Short exercise: Word for word, copy all the data and drop the pictures.

※

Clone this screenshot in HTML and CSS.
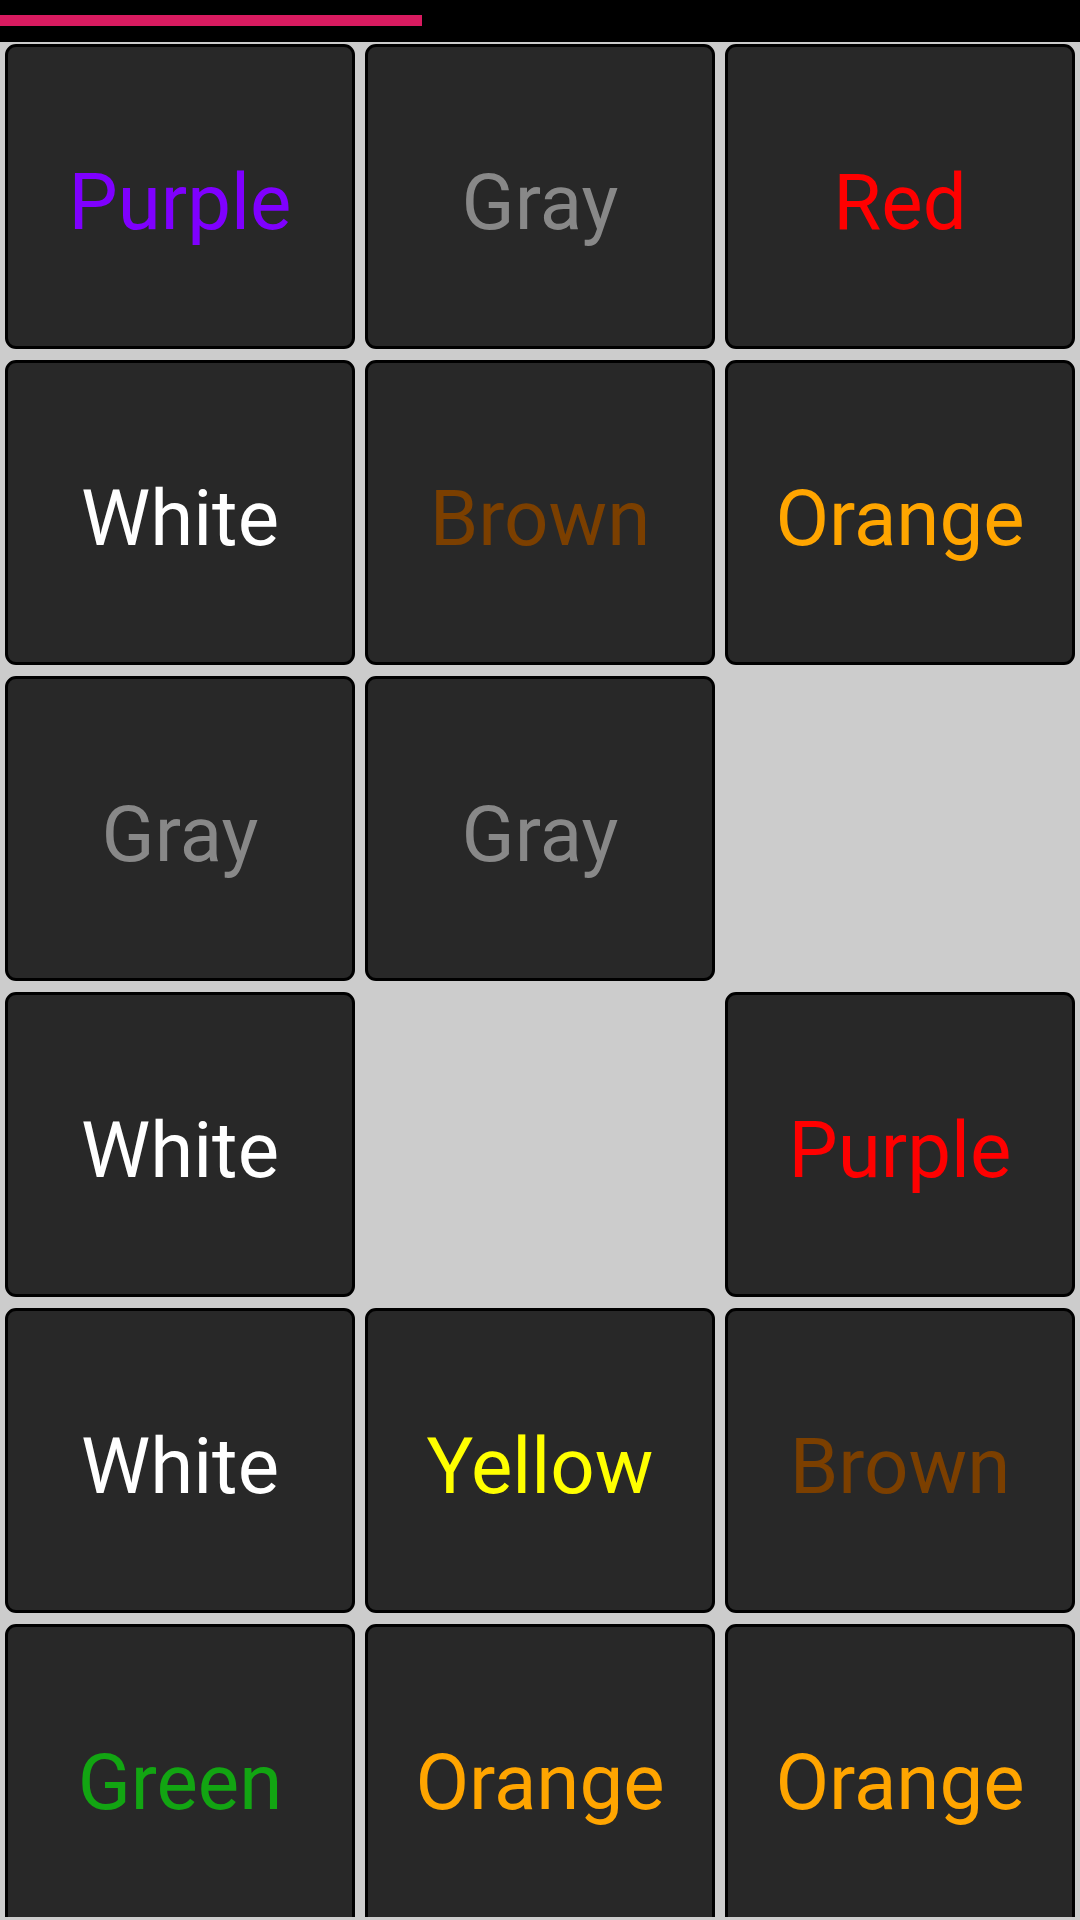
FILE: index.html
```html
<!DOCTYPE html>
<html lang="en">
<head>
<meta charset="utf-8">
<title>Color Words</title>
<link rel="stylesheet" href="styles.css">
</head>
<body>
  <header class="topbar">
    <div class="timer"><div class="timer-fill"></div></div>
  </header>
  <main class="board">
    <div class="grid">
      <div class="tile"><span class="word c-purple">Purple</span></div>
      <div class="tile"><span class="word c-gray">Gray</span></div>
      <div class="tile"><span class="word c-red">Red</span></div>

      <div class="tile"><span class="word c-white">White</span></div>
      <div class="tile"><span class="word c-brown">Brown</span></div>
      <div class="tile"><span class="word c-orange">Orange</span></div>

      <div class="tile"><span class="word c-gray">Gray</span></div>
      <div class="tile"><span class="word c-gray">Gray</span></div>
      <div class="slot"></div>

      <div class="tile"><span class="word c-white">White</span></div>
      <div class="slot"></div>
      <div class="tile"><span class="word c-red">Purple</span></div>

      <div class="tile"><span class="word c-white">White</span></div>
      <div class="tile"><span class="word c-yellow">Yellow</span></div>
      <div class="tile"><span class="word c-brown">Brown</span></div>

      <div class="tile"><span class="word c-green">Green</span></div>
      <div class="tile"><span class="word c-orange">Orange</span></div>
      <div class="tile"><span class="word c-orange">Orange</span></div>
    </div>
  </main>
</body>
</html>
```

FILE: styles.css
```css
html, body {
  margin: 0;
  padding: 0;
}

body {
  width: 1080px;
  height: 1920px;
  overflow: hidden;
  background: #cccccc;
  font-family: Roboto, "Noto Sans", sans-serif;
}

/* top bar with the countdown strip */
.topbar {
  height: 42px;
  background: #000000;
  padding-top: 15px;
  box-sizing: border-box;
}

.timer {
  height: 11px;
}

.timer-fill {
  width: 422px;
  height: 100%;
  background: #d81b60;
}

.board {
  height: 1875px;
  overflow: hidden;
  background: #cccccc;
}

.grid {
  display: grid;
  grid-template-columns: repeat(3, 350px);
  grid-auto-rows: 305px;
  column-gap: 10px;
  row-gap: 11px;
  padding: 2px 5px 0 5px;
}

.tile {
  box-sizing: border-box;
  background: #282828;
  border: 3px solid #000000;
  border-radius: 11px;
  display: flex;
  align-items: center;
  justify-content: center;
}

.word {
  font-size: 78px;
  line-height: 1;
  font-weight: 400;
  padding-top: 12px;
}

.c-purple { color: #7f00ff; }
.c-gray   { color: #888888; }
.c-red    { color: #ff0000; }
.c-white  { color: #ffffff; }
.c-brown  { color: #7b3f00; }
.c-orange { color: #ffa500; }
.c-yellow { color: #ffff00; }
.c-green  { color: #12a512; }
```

※

Final result:
Clone this screenshot in HTML and CSS.
FILE: index.html
```html
<!DOCTYPE html>
<html lang="en">
<head>
<meta charset="utf-8">
<title>Color Words</title>
<link rel="stylesheet" href="styles.css">
</head>
<body>
  <header class="topbar">
    <div class="timer"><div class="timer-fill"></div></div>
  </header>
  <main class="board">
    <div class="grid">
      <div class="tile"><span class="word c-purple">Purple</span></div>
      <div class="tile"><span class="word c-gray">Gray</span></div>
      <div class="tile"><span class="word c-red">Red</span></div>

      <div class="tile"><span class="word c-white">White</span></div>
      <div class="tile"><span class="word c-brown">Brown</span></div>
      <div class="tile"><span class="word c-orange">Orange</span></div>

      <div class="tile"><span class="word c-gray">Gray</span></div>
      <div class="tile"><span class="word c-gray">Gray</span></div>
      <div class="slot"></div>

      <div class="tile"><span class="word c-white">White</span></div>
      <div class="slot"></div>
      <div class="tile"><span class="word c-red">Purple</span></div>

      <div class="tile"><span class="word c-white">White</span></div>
      <div class="tile"><span class="word c-yellow">Yellow</span></div>
      <div class="tile"><span class="word c-brown">Brown</span></div>

      <div class="tile"><span class="word c-green">Green</span></div>
      <div class="tile"><span class="word c-orange">Orange</span></div>
      <div class="tile"><span class="word c-orange">Orange</span></div>
    </div>
  </main>
</body>
</html>
```

FILE: styles.css
```css
html, body {
  margin: 0;
  padding: 0;
}

body {
  width: 1080px;
  height: 1920px;
  overflow: hidden;
  background: #cccccc;
  font-family: Roboto, "Noto Sans", sans-serif;
}

/* top bar with the countdown strip */
.topbar {
  height: 42px;
  background: #000000;
  padding-top: 15px;
  box-sizing: border-box;
}

.timer {
  height: 11px;
}

.timer-fill {
  width: 422px;
  height: 100%;
  background: #d81b60;
}

.board {
  height: 1875px;
  overflow: hidden;
  background: #cccccc;
}

.grid {
  display: grid;
  grid-template-columns: repeat(3, 350px);
  grid-auto-rows: 305px;
  column-gap: 10px;
  row-gap: 11px;
  padding: 2px 5px 0 5px;
}

.tile {
  box-sizing: border-box;
  background: #282828;
  border: 3px solid #000000;
  border-radius: 11px;
  display: flex;
  align-items: center;
  justify-content: center;
}

.word {
  font-size: 78px;
  line-height: 1;
  font-weight: 400;
  padding-top: 12px;
}

.c-purple { color: #7f00ff; }
.c-gray   { color: #888888; }
.c-red    { color: #ff0000; }
.c-white  { color: #ffffff; }
.c-brown  { color: #7b3f00; }
.c-orange { color: #ffa500; }
.c-yellow { color: #ffff00; }
.c-green  { color: #12a512; }
```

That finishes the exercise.